Monday, October 5, 2009

Emotional Security

BANG! At any given moment, Russian bombs can be launched, so we better be ready! Time for the "duck and cover" drill, children.

This is what we did to the baby boomer generation over and over again in the name of a false sense of security. As if cringing under your desk at school would save you from the horrors of nuclear war.

I can remember seeing those fallout shelter signs everywhere as a kid - particularly on the Pachyderm House at the Brookfield Zoo. They're much harder to come by, but you can still find them on occasion.

During the Reagan/Thatcher years I often had nuclear holocaust nightmares. The constant barrage of news reports and talk of "Star Wars" Defense shields wormed their way into my subconscious and terrified me at night while I slept.

Michael Moore's movie Bowling for Columbine made the serious point that we live in a culture of fear. When I first watched the movie, I was expecting a diatribe against guns.

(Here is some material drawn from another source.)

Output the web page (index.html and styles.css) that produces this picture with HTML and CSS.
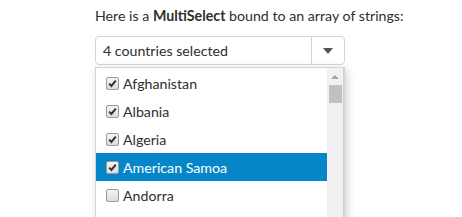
FILE: index.html
```html
<!DOCTYPE html>
<html lang="en">
<head>
    <meta charset="UTF-8">
    <title>MultiSelect</title>
    <link rel="stylesheet" href="styles.css">
</head>
<body>
    <div class="demo">
        <p class="intro">Here is a <strong>MultiSelect</strong> bound to an array of strings:</p>

        <!-- Collapsed input -->
        <div class="multiselect">
            <span class="summary">4 countries selected</span>
            <span class="toggle"><span class="arrow"></span></span>
        </div>

        <!-- Popup list -->
        <div class="popup">
            <ul class="options">
                <li class="option"><span class="check checked"></span>Afghanistan</li>
                <li class="option"><span class="check checked"></span>Albania</li>
                <li class="option"><span class="check checked"></span>Algeria</li>
                <li class="option active"><span class="check checked"></span>American Samoa</li>
                <li class="option"><span class="check"></span>Andorra</li>
                <li class="option"><span class="check"></span></li>
            </ul>
            <div class="scrollbar">
                <span class="scroll-up"></span>
                <span class="thumb"></span>
            </div>
        </div>
    </div>
</body>
</html>
```

FILE: styles.css
```css
body {
    margin: 0;
    font-family: Lato, "Open Sans", sans-serif;
    font-size: 14px;
    color: #2e2e2e;
    background: #fff;
    overflow: hidden;
}
.demo {
    width: 250px;
    margin-left: 95px;
    padding-top: 6px;
}
.intro {
    margin: 0 0 10px;
    line-height: 20px;
    white-space: nowrap;
    font-size: 14.2px;
}
.intro strong {
    font-weight: 700;
}
.multiselect {
    display: flex;
    height: 29px;
    border: 1px solid #d5d5d5;
    border-radius: 4px;
    box-sizing: border-box;
    background: #fff;
}
.summary {
    flex: 1;
    padding-left: 7px;
    line-height: 28px;
    font-size: 14.2px;
}
.toggle {
    width: 32px;
    border-left: 1px solid #d5d5d5;
    display: flex;
    align-items: center;
    justify-content: center;
}
.arrow {
    width: 0;
    height: 0;
    border-left: 5px solid transparent;
    border-right: 5px solid transparent;
    border-top: 6px solid #555;
}
.popup {
    display: flex;
    margin-top: 2px;
    padding-top: 1px;
    height: 160px;
    border: 1px solid #d5d5d5;
    border-bottom: none;
    box-shadow: 2px 2px 8px rgba(0, 0, 0, 0.18);
    background: #fff;
}
.options {
    flex: 1;
    margin: 0;
    padding: 0;
    list-style: none;
}
.option {
    display: flex;
    align-items: center;
    height: 28px;
    padding-left: 10px;
    font-size: 14.2px;
}
.option.active {
    background: #0686c8;
    color: #fff;
}
.check {
    width: 11px;
    height: 11px;
    margin-right: 4px;
    border: 1px solid #9a9a9a;
    border-radius: 2px;
    background: linear-gradient(#f4f4f4, #dcdcdc);
}
.check.checked {
    background: url("data:image/svg+xml;utf8,<svg xmlns='http://www.w3.org/2000/svg' viewBox='0 0 11 11'><path d='M2.2 5.6 L4.4 8 L8.8 2.6' fill='none' stroke='%23333' stroke-width='2'/></svg>") center / 11px 11px no-repeat, linear-gradient(#f4f4f4, #dcdcdc);
}
.scrollbar {
    width: 16px;
    margin-top: -1px;
    background: #f1f1f1;
    border-right: 1px solid #cfcfcf;
    display: flex;
    flex-direction: column;
    align-items: center;
}
.scroll-up {
    margin-top: 7px;
    width: 0;
    height: 0;
    border-left: 4px solid transparent;
    border-right: 4px solid transparent;
    border-bottom: 4px solid #a3a3a3;
}
.thumb {
    margin-top: 6px;
    width: 13px;
    height: 18px;
    background: #c1c1c1;
}
```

What I found and what has stuck with me and greatly effected my life, was film that opened my eyes to how we are constantly kept afraid.

Spend a day trying to see all the ways you are encouraged to be afraid--commercials that suggest you are too fat or too old, that you don't care for your kids the right way. CNN has up a story right now that claims "More cases of autism in U.S. than previously realized. Don't get me started on threat levels - yellow, orange, yellow again, RED, RED, orange... They're talking about revising those by the way - apparently they're simply going to eliminate blue and green (we never get to them anyway). Seriously - keep an open mind and think how many ways you are encouraged to be afraid - this should include topics of conversation with co-workers and friends as well as media images.

More Americans have died in the War on Terror than were killed on September 11, 2001. Countless Iraqis and Afghans, as well. Children in third grade now have never lived in a world without war - and are we safer? Even if by pure chance we were physically safer - are we emotionally safer?

How do we begin to combat this pervasive fear? First and foremost by being aware of it. If you can't shut off your television at least be more cognizant of the message behind the commercials. We tend to tune out the commercials, and, yet, the subtext creeps in. Start by actually listening to what they are saying so you can shut down the metamessage. Sally Field and Boniva are actually reminding you that you might end up with osteoarthritis and end up a crippled old woman so better take care of it today! Don't get me started on the erectile dysfunction commercials.

Shut off the news and be selective. If you must watch, once again, be aware. How many of the stories are selling fear? Fear can be titillating - it makes for headline grabbing news. Better to get your news from other sources than sound bite television. Remember that most news media is now actually infotainment more interested in maintaining viewers in order to collect ad revenue. If there is a way to crank up the intensity of a story (read make it scarier), they will do so.

If we are good little scared consumers, we will stay afraid and buy the things we are directed to "buy" to make sure we are safer--products, sermons, legislation. We will hand over power to those who we are convinced will keep us safer. I use that word, "safer," deliberately because the key is that we never really do get to feel safe.

True emotional security begins by creating a truly safe home - for you and your family and especially your children. It isn't about locks on the doors or disinfecting all the surfaces. It's about limiting the amount of negative energy (the bullshit) that you allow in and doing your damnedest to love the people who cross your threshold every day. Peace.

1 comment:

Kirkepiscatoid said...

People tend to forget that the opposite of love is not hate--it's fear.

Fear is a pervasive taskmaster. Fear feeds us just enough dog treats to think we are getting fed. When we buy that extra lock for the door, or another gun, or that alarm system, we feel good that we've kept some unseen, unknown, something out.

I think about how children are so much more aware of those "scary strangers" than people of our generation. Sure, we were taught not to get in the strange car of the man who offers you candy, but we were far more innocent than this generation is. Yet the vast majority of violence, psychological humiliation, and sexual abuse towards children is perpetrated within the confines of the "safe" space of the family.

We need to work harder on combating fear with love.